If you really want to stay in the house and doing your chores and things you are told to do don't work, think about asking your mom to go to counselling with you so you both can talk things out with an unbiased third party. Good luck and hang in there!


If the state intervened, couldn't/wouldn't the state try to place her with relatives?

Although I know everyone is well meaning, I don't think the solution is necessarily do everything she says to T. What if, instead of a mother, a husband/boyfriend/best friend were doing this? Would anyone put up with this from that kind of person? I don't think this kind of behavior is warranted, regardless of who it is.

Even if she did exactly what her mother told her do, there's a chance that the mother would still find fault or the OP will probably screw up, because she's human
 

Shimmer

Well-known member
I'm sorry to be the bearer of bad news here, but....

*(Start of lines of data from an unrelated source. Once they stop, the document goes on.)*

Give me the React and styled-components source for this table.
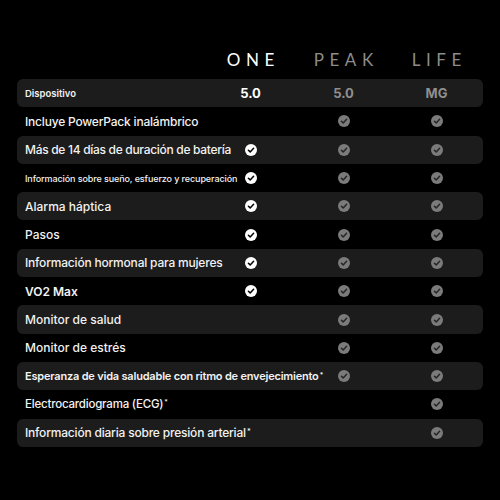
import React from "react";
import styled, { createGlobalStyle } from "styled-components";

const GlobalStyle = createGlobalStyle`
  html, body {
    margin: 0;
    padding: 0;
    background: #000;
  }
  body {
    font-family: Inter, "Noto Sans", sans-serif;
    color: #f2f2f2;
  }
`;

const Page = styled.div`
  width: 500px;
  height: 500px;
  background: #000;
  padding: 47px 17px 0;
  box-sizing: border-box;
  overflow: hidden;
`;

const Grid = styled.div`
  display: grid;
  grid-template-columns: minmax(0, 1fr) 93px 93px 93px;
`;

const Titles = styled(Grid)`
  height: 24px;
  align-items: center;
  margin-bottom: 8px;
`;

const Title = styled.div`
  grid-column: ${(p) => p.col};
  text-align: center;
  font-family: Lato, sans-serif;
  font-weight: 400;
  font-size: 17px;
  letter-spacing: 5.5px;
  padding-left: 5.5px;
  color: ${(p) => (p.main ? "#ffffff" : "#8c8c8c")};
`;

const Row = styled(Grid)`
  height: 28.3px;
  align-items: center;
  border-radius: 6px;
  background: ${(p) => (p.shaded ? "#1c1c1c" : "transparent")};
`;

const Label = styled.div`
  grid-column: 1;
  grid-row: 1;
  padding-left: 8px;
  white-space: nowrap;
  overflow: visible;
  font-size: ${(p) => p.size || 12}px;
  font-weight: ${(p) => p.weight || 500};
  letter-spacing: ${(p) => p.spacing || 0}px;
  color: #f2f2f2;
`;

const Star = styled.sup`
  font-size: 0.6em;
  vertical-align: 0.45em;
  line-height: 0;
  margin-left: 1px;
`;

const Cell = styled.div`
  grid-column: ${(p) => p.col};
  grid-row: 1;
  display: flex;
  justify-content: center;
  align-items: center;
  font-size: 13px;
  font-weight: 700;
  color: ${(p) => (p.main ? "#ffffff" : "#8f8f8f")};
`;

const Check = ({ main }) => (
  <svg width="12" height="12" viewBox="0 0 12 12">
    <circle cx="6" cy="6" r="6" fill={main ? "#ffffff" : "#7b7b7b"} />
    <path
      d="M3.4 6.2 L5.2 7.9 L8.6 4.3"
      fill="none"
      stroke={main ? "#000" : "#262626"}
      strokeWidth="1.5"
      strokeLinecap="round"
      strokeLinejoin="round"
    />
  </svg>
);

const rows = [
  { label: "Incluye PowerPack inalámbrico", one: false, peak: true, life: true, spacing: -0.2 },
  { label: "Más de 14 días de duración de batería", one: true, peak: true, life: true, spacing: -0.3 },
  {
    label: "Información sobre sueño, esfuerzo y recuperación",
    one: true,
    peak: true,
    life: true,
    size: 9,
    spacing: -0.1,
  },
  { label: "Alarma háptica", one: true, peak: true, life: true },
  { label: "Pasos", one: true, peak: true, life: true },
  { label: "Información hormonal para mujeres", one: true, peak: true, life: true, spacing: -0.2 },
  { label: "VO2 Max", one: true, peak: true, life: true, weight: 600 },
  { label: "Monitor de salud", one: false, peak: true, life: true },
  { label: "Monitor de estrés", one: false, peak: true, life: true },
  {
    label: "Esperanza de vida saludable con ritmo de envejecimiento",
    star: true,
    one: false,
    peak: true,
    life: true,
    size: 11,
    weight: 600,
    spacing: -0.2,
  },
  {
    label: "Electrocardiograma (ECG)",
    star: true,
    one: false,
    peak: false,
    life: true,
    size: 11.5,
    spacing: -0.2,
  },
  {
    label: "Información diaria sobre presión arterial",
    star: true,
    one: false,
    peak: false,
    life: true,
    spacing: -0.2,
  },
];

export default function App() {
  return (
    <Page>
      <GlobalStyle />
      <Titles>
        <Title col={2} main>
          ONE
        </Title>
        <Title col={3}>PEAK</Title>
        <Title col={4}>LIFE</Title>
      </Titles>
      <Row shaded>
        <Label size={9.5} weight={600}>
          Dispositivo
        </Label>
        <Cell col={2} main>
          5.0
        </Cell>
        <Cell col={3}>5.0</Cell>
        <Cell col={4}>MG</Cell>
      </Row>
      {rows.map((r, i) => (
        <Row key={r.label} shaded={i % 2 === 1}>
          <Label size={r.size} weight={r.weight} spacing={r.spacing}>
            {r.label}
            {r.star && <Star>*</Star>}
          </Label>
          <Cell col={2}>{r.one && <Check main />}</Cell>
          <Cell col={3}>{r.peak && <Check />}</Cell>
          <Cell col={4}>{r.life && <Check />}</Cell>
        </Row>
      ))}
    </Page>
  );
}
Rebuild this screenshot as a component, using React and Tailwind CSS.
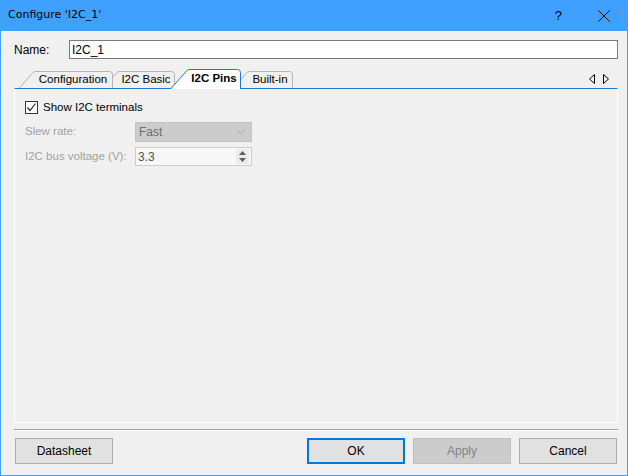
import React from "react";

const tabPath = (w, h, s, closed) => {
  const p = `M0.5 ${h} L${s} 1.5 Q${s + 1} 0.5 ${s + 3} 0.5 L${w - 3.5} 0.5 Q${w - 0.5} 0.5 ${w - 0.5} 3.5 L${w - 0.5} ${h}`;
  return closed ? p + " Z" : p;
};

const Tab = ({ label, w, h, s, selected, className }) => (
  <div className={`relative shrink-0 ${className}`} style={{ width: w, height: h }}>
    <svg width={w} height={h} className="absolute inset-0">
      <path d={tabPath(w, h, s, true)} fill={selected ? "#ffffff" : "#f0f0f0"} stroke="none" />
      <path d={tabPath(w, h, s, false)} fill="none" stroke={selected ? "#1e78d0" : "#b4b4b4"} strokeWidth="1" />
    </svg>
    <span
      className={`absolute inset-y-0 right-0 flex items-center justify-center text-[11.5px] text-black ${selected ? "font-bold" : ""}`}
      style={{ left: s }}
    >
      {label}
    </span>
  </div>
);

const Button = ({ children, variant }) => {
  const styles = {
    normal: "border border-[#adadad] bg-[#e1e1e1] text-black",
    focus: "border-2 border-[#0078d7] bg-[#e1e1e1] text-black",
    disabled: "border border-[#bfbfbf] bg-[#cccccc] text-[#838383]",
  };
  return (
    <div className={`flex h-[26px] w-[98px] items-center justify-center text-[12px] ${styles[variant]}`}>
      {children}
    </div>
  );
};

export default function App() {
  return (
    <div
      className="flex h-[476px] w-[628px] flex-col border-x border-b border-[#40a0ff] bg-[#f0f0f0] text-black"
      style={{ fontFamily: '"Liberation Sans", Arial, sans-serif' }}
    >
      {/* Title bar */}
      <div className="-mx-px flex h-[31px] shrink-0 items-center bg-[#40a0ff] pl-[8px]">
        <span className="text-[11px]" style={{ fontFamily: '"DejaVu Sans", sans-serif' }}>
          Configure 'I2C_1'
        </span>
        <span className="ml-auto mr-[36px] text-[13px]">?</span>
        <svg width="12" height="12" viewBox="0 0 12 12" className="mr-[18px]">
          <path d="M0.5 0.5 L11.5 11.5 M11.5 0.5 L0.5 11.5" stroke="#000" strokeWidth="1" />
        </svg>
      </div>

      <div className="flex flex-1 flex-col pl-[13px] pr-[9px]">
        {/* Name row */}
        <div className="mt-[9px] flex h-[19px] items-center">
          <span className="w-[55px] text-[12px]">Name:</span>
          <div className="flex h-[19px] flex-1 items-center border border-[#7a7a7a] bg-white pl-[2px] text-[12px]">
            I2C_1
          </div>
        </div>

        {/* Tab strip */}
        <div className="mt-[10px] flex h-[19px] items-end">
          <Tab label="Configuration" w={94} h={17} s={14} className="z-[4] ml-[5px]" />
          <Tab label="I2C Basic" w={72} h={17} s={14} className="z-[3] -ml-[10px]" />
          <Tab label="I2C Pins" w={71} h={20} s={17} selected className="z-[6] -mb-px -ml-[5px]" />
          <Tab label="Built-in" w={60} h={17} s={14} className="z-[2] -ml-[8px]" />
          <div className="ml-auto mb-[4px] mr-[9px] flex items-center gap-[8px]">
            <svg width="6" height="10" viewBox="0 0 6 10">
              <path d="M5.5 0.5 L0.5 5 L5.5 9.5 Z" fill="none" stroke="#000" />
            </svg>
            <svg width="6" height="10" viewBox="0 0 6 10">
              <path d="M0.5 0.5 L5.5 5 L0.5 9.5 Z" fill="none" stroke="#000" />
            </svg>
          </div>
        </div>

        {/* Panel */}
        <div className="relative z-[5] flex h-[335px] flex-col border-x border-b border-t border-white border-t-[#1e78d0] pl-[10px] pt-[12px] leading-none">
          <div className="flex h-[13px] items-center gap-[5px]">
            <div className="flex h-[13px] w-[13px] items-center justify-center border border-[#333333] bg-white">
              <svg width="11" height="11" viewBox="0 0 11 11">
                <path d="M1.5 5.5 L4 8.5 L9.5 1.5" fill="none" stroke="#222" strokeWidth="1.2" />
              </svg>
            </div>
            <span className="text-[11.5px]">Show I2C terminals</span>
          </div>

          <div className="mt-[8px] flex h-[20px] items-center">
            <span className="w-[110px] text-[11.5px] text-[#a0a0a0]">Slew rate:</span>
            <div className="flex h-[20px] w-[117px] items-center border border-[#c4c4c4] bg-[#cccccc] pl-[3px] text-[12px] text-[#6d6d6d]">
              Fast
              <svg width="9" height="6" viewBox="0 0 9 6" className="ml-auto mr-[6px]">
                <path d="M0.5 0.5 L4.5 4.5 L8.5 0.5" fill="none" stroke="#a8a8a8" />
              </svg>
            </div>
          </div>

          <div className="mt-[5px] flex h-[19px] items-center">
            <span className="w-[110px] text-[11.5px] text-[#a0a0a0]">I2C bus voltage (V):</span>
            <div className="flex h-[19px] w-[117px] items-center border border-[#cccccc] bg-[#f7f7f7] pl-[2px] text-[12px] text-[#555555]">
              3.3
              <div className="ml-auto mr-[2px] flex h-[15px] w-[13px] flex-col items-center justify-center gap-[3px] bg-[#ececec]">
                <svg width="7" height="4" viewBox="0 0 7 4">
                  <path d="M3.5 0 L7 4 L0 4 Z" fill="#606060" />
                </svg>
                <svg width="7" height="4" viewBox="0 0 7 4">
                  <path d="M0 0 L7 0 L3.5 4 Z" fill="#606060" />
                </svg>
              </div>
            </div>
          </div>
        </div>

        {/* Separator */}
        <div className="mt-[6px] h-[2px] border-t border-[#a0a0a0] border-b border-b-white" />

        {/* Buttons */}
        <div className="mt-[7px] flex items-center pl-px">
          <Button variant="normal">Datasheet</Button>
          <div className="ml-auto flex gap-[8px] pr-px">
            <Button variant="focus">OK</Button>
            <Button variant="disabled">Apply</Button>
            <Button variant="normal">Cancel</Button>
          </div>
        </div>
      </div>
    </div>
  );
}
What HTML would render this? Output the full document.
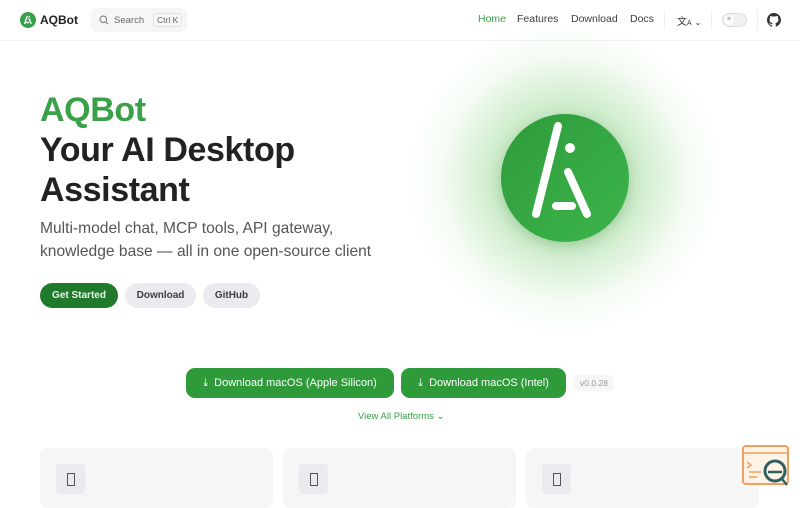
<!DOCTYPE html>
<html><head><meta charset="utf-8"><style>
*{margin:0;padding:0;box-sizing:border-box}
body{width:800px;height:500px;overflow:hidden;background:#fff;font-family:"Liberation Sans",sans-serif;position:relative;color:#3c3c43}
.a{position:absolute}
.nav a{position:absolute;top:13px;font-size:10.5px;color:#3c3c43}
.btn{position:absolute;border-radius:14px;font-size:10px;font-weight:bold;display:flex;align-items:center;justify-content:center}
.card{position:absolute;top:448px;width:233px;height:60px;background:#f6f6f7;border-radius:8px}
.card i{position:absolute;left:16px;top:16px;width:29px;height:30px;background:#ebebef;border-radius:4px}
.card i:after{content:"";position:absolute;left:11px;top:9px;width:6px;height:11px;border:1.2px solid #555}
</style></head><body>
<svg class="a" style="left:20px;top:12px" width="16" height="16" viewBox="0 0 16 16"><circle cx="8" cy="8" r="8" fill="#35a048"/><path d="M7 4.5 4.8 11.5M9 6.5 11 11.5M6.8 10.5h1.6" stroke="#fff" stroke-width="1.4" stroke-linecap="round"/><circle cx="9.3" cy="4.6" r=".8" fill="#fff"/></svg>
<div class="a" style="left:40px;top:13px;font-size:12px;font-weight:bold;color:#222">AQBot</div>
<div class="a" style="left:91px;top:8px;width:96px;height:24px;background:#f6f6f7;border-radius:6px"></div>
<svg class="a" style="left:99px;top:15px" width="10" height="10" viewBox="0 0 10 10"><circle cx="4.3" cy="4.3" r="3.3" stroke="#777" fill="none"/><path d="M6.8 6.8 9 9" stroke="#777"/></svg>
<div class="a" style="left:114px;top:15px;font-size:9.5px;color:#666">Search</div>
<div class="a" style="left:153px;top:13px;font-size:8.5px;color:#666;border:1px solid #e2e2e3;border-radius:3px;padding:1px 3px">Ctrl K</div>
<div class="nav">
<a style="left:478px;color:#3aa04a">Home</a><a style="left:517px">Features</a><a style="left:571px">Download</a><a style="left:630px">Docs</a></div>
<div class="a" style="left:664px;top:10px;width:1px;height:20px;background:#eee"></div>
<div class="a" style="left:677px;top:13px;font-size:10px;color:#333">文<span style="font-size:7px">A</span> <span style="font-size:8px">⌄</span></div>
<div class="a" style="left:711px;top:10px;width:1px;height:20px;background:#eee"></div>
<div class="a" style="left:722px;top:13px;width:25px;height:14px;border-radius:7px;background:#f1f1f2;border:1px solid #ddd"></div>
<div class="a" style="left:724px;top:15px;width:10px;height:10px;border-radius:5px;background:#fff;font-size:7px;color:#999;text-align:center;line-height:10px">✳</div>
<div class="a" style="left:757px;top:10px;width:1px;height:20px;background:#eee"></div>
<svg class="a" style="left:767px;top:13px" width="14" height="14" viewBox="0 0 16 16"><path fill="#333" d="M8 0C3.58 0 0 3.580 0 8c0 3.54 2.29 6.53 5.47 7.59.4.07.55-.17.55-.38v-1.33c-2.230.48-2.700-1.070-2.700-1.070-.36-.92-.89-1.17-.89-1.17-.73-.5.05-.49.05-.49.8.06 1.23.83 1.23.83.72 1.22 1.87.87 2.33.66.07-.52.28-.87.51-1.07-1.78-.2-3.65-.89-3.65-3.95 0-.87.31-1.59.82-2.15-.08-.2-.36-1.02.08-2.12 0 0 .67-.21 2.2.82A7.6 7.6 0 0 1 8 3.8c.68 0 1.36.09 2 .27 1.53-1.04 2.2-.82 2.2-.82.44 1.1.16 1.92.08 2.12.51.56.82 1.27.82 2.15 0 3.07-1.87 3.75-3.65 3.95.29.25.54.73.54 1.48v2.2c0 .21.15.46.55.38A8 8 0 0 0 16 8c0-4.42-3.58-8-8-8z"/></svg>
<div class="a" style="left:0;top:40px;width:800px;height:1px;background:#f2f2f2"></div>
<div class="a" style="left:40px;top:90px;font-size:34px;font-weight:bold;line-height:40px;color:#222;letter-spacing:-.4px"><span style="color:#3aa04a">AQBot</span><br>Your AI Desktop<br>Assistant</div>
<div class="a" style="left:40px;top:217px;font-size:15.6px;line-height:23px;color:#555">Multi-model chat, MCP tools, API gateway,<br>knowledge base — all in one open-source client</div>
<div class="btn" style="left:40px;top:283px;width:78px;height:25px;background:#1f7a2c;color:#e8f5e8">Get Started</div>
<div class="btn" style="left:125px;top:283px;width:71px;height:25px;background:#ebebef;color:#3c3c43">Download</div>
<div class="btn" style="left:203px;top:283px;width:57px;height:25px;background:#ebebef;color:#3c3c43">GitHub</div>
<div class="a" style="left:405px;top:18px;width:320px;height:320px;border-radius:50%;background:radial-gradient(circle,rgba(70,180,70,.5) 0%,rgba(110,200,100,.3) 35%,rgba(180,230,170,.12) 55%,rgba(255,255,255,0) 70%)"></div>
<div class="a" style="left:501px;top:114px;width:128px;height:128px;border-radius:50%;background:linear-gradient(135deg,#2f9a3c,#3cb54a);box-shadow:0 4px 14px rgba(30,120,40,.25)"></div>
<svg class="a" style="left:501px;top:114px" width="128" height="128" viewBox="0 0 128 128"><g stroke="#fff" stroke-width="8" stroke-linecap="round"><path d="M57 12 35 100M67 58 86 100M55 92h16"/></g><circle cx="69" cy="34" r="5" fill="#fff"/></svg>
<div class="btn" style="left:186px;top:368px;width:208px;height:30px;background:#2e9a3a;color:#fff;font-weight:normal;font-size:11px;border-radius:9px">⤓&nbsp; Download macOS (Apple Silicon)</div>
<div class="btn" style="left:401px;top:368px;width:165px;height:30px;background:#2e9a3a;color:#fff;font-weight:normal;font-size:11px;border-radius:9px">⤓&nbsp; Download macOS (Intel)</div>
<div class="btn" style="left:574px;top:375px;width:40px;height:16px;background:#f6f6f7;color:#999;font-weight:normal;font-size:8.5px;border-radius:4px">v0.0.28</div>
<div class="a" style="left:358px;top:411px;font-size:9.5px;color:#3aa04a">View All Platforms ⌄</div>
<div class="card" style="left:40px"><i></i></div>
<div class="card" style="left:283px"><i></i></div>
<div class="card" style="left:526px"><i></i></div>
<svg class="a" style="left:741px;top:445px" width="50" height="45" viewBox="0 0 50 45"><rect x="2" y="1" width="45" height="38" rx="3" fill="#fff3e6" stroke="#f0a060" stroke-width="2"/><path d="M2 8h45M6 17l4 3-4 3M8 27h12M8 32h8" stroke="#f0a060" stroke-width="1.5" fill="none"/><circle cx="34" cy="26" r="10" fill="none" stroke="#2f5f5f" stroke-width="3"/><path d="M27 27h14M41 34l5 6" stroke="#2f5f5f" stroke-width="2.5"/></svg>
</body></html>
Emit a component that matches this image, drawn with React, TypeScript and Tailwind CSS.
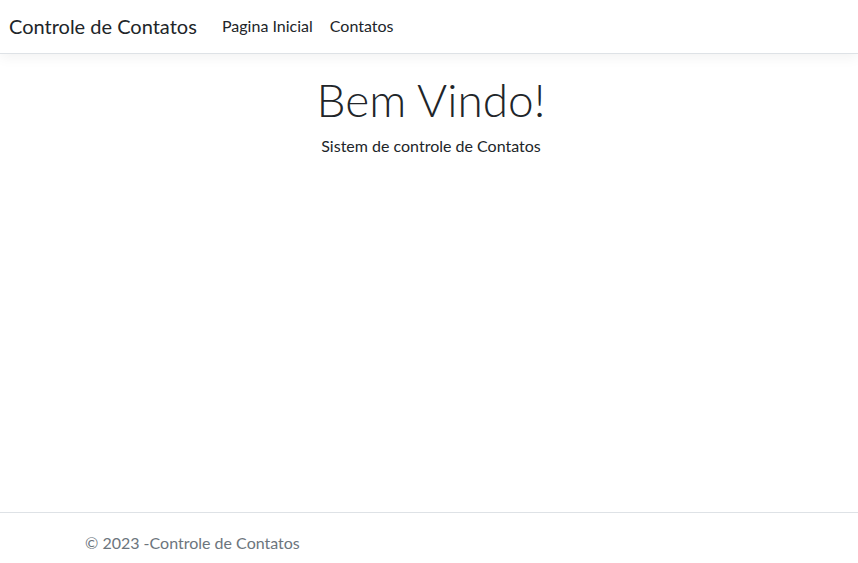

The state's not going to take anyone away for being scratched or slapped or even kicked, especially if the behavior can be stopped by the child restraining the parent. =/ They won't be happy about it, and they'll tell the parent(s) to find alternative solutions, but no one will be displaced over this.

And, as a parent, I'd definitely take away internet & personal possessions for disciplinary action.
 

pumpkincat210

Well-known member
Quote:
Originally Posted by Beauty Mark
If the state intervened, couldn't/wouldn't the state try to place her with relatives?

Although I know everyone is well meaning, I don't think the solution is necessarily do everything she says to T. What if, instead of a mother, a husband/boyfriend/best friend were doing this? Would anyone put up with this from that kind of person? I don't think this kind of behavior is warranted, regardless of who it is.

Even if she did exactly what her mother told her do, there's a chance that the mother would still find fault or the OP will probably screw up, because she's human


Likely they would place her and other siblings if there are any with relatives, but that takes time and a court order.. it could happen instantly or she might be put in a foster home for a week if they are busy and she isn't high priority(esp. because of her age).
Not everyone would call the cops/cps, but people like counselors, teachers, doctors etc. would have to report it. First i would go to my father and talk to him about it and try to get mom help before it's too late. A close family friend or relative would be who i would go to second. I would see if i could stay with them. If the OP feels in danger of her life I would absolutely call the police.
The mom needs a wake up call but at the same time getting the daughter involved with the state wouldn't be too great considering her age.
If she actually called the cops and they saw the scratch marks she'd be taken by cps then and there and the mom would get charged with something and taken to jail or taken to a psychiatric hospital.
If Cps got called by a teacher or counselor a social worker might show up anytime and interview everyone (likely alone) and check her body for signs of abuse. Usually physical abuse/neglect cases are dealt with quickly, but because of her age i'm not sure. CPS would probably come back alot unannounced for months to check up on the family. The mom would have to get help and go to court and possibly jail. and the daughter would be reintroduced to her actual family at some point. It's really hard to say what they'd do exactly because it's different in every state and situation.
Likely the original poster will screw up again and the mom needs help now. I totally don't condone her behavior, but i also think the original poster should know what will happen to her if she tells certain people.